What do you do when you are not running? I spend my time chasing around my kids with my wonderful wife. We have a 6-year-old daughter and a 2-year-old son. They keep us busy, but we are blessed and wouldn’t have it any other way. My other passion is music and record collecting. I have a large vinyl collection I have gathered over the course of my life. I am just as big a music nerd as I am a running nerd. My wife and I still try and see live concerts when we can, but these days we’ll take a quiet night at home.
I am so grateful to be a part of the Ashland team and cannot wait to run on race day. I look forward to enjoying every step, every cheer, and most likely a few tears—hopefully of joy. I try not to take any of this for granted and convey to my children to dream big, and with hard work, they can make those dreams a reality. I hope this shows them that it can be true.
Christine Avery
When and why did you start running? I started running during 8th grade when I joined the Ashland Track Team. An older sister of a friend, already on the team, encouraged us all to join. I tried hurdles and sprints, after about a week I found, a) I was not fast, and b) I had no coordination or leg length to get over the hurdles, so I began running with the distance crew, and it stuck.
How do you stay motivated? Motivated? Hmmm, that is tough. I am always active. I should really be logging more miles. I love running, but it does not love my body. I stay motivated because I have to. I really want to do this. What I tell my kids—my track athletes, they are not mine, I only borrow them, I coach—is, ‘Running is 75 percent mental. Believing you can is the biggest factor.’
What is your experience running marathons? This will be my first marathon. I ran 13 miles of the Boston Marathon back in high school and have run two other half marathons: the Ashland Half and the Portland Half. I love doing 5ks. They are a great race length, and I have done many. This will be, most likely, my one and only 26.2.

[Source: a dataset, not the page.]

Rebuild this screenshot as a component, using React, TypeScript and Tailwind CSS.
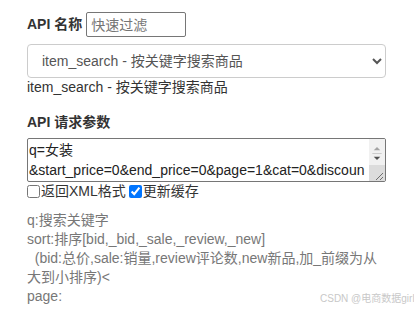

What does your practice look like? Most would cringe at my practice schedule. I run one short 3-5-mile run during the week and then run a long run on the weekends, adding a mile each week. The rest of the week, I lift and try to put as many hours of cardio in as possible. I would like to run more, and will get there, but again, running does not like my body, so for me, less is more.
Why run the Boston Marathon this year? I am running the marathon this year as part of my year of celebrating 50.
What does the Boston Marathon mean to you? As long as I can remember, I have watched the runners go by. I have helped coach runners and volunteered for the BAA [Boston Athletic Association], and each year I say to myself, “I can do this!” Well, this is my year!
What do you do when you are not running? When I am not running, I can be found watching runners. I have been coaching cross country and indoor and outdoor track for Ashland for the past 15 years. I begin most of my days at Encompass Fitness. I couldn’t live without my morning workouts; they keep me going. However, my daily schedule is about to change as I am beginning a new career at Keefe Tech as a special education teacher. I am sad to leave my beloved Ashland High School, but I will continue to support them, coaching and attending sporting and after-school events.
For the last 10 years, I have stood on the finish line the weekend before the Boston Marathon. Each year I have had the pleasure of bringing athletes to compete in a special race sponsored by the BAA. This year I will not only get to stand with my athletes days before but will get to cross that line with thousands of runners in an achievement of my own.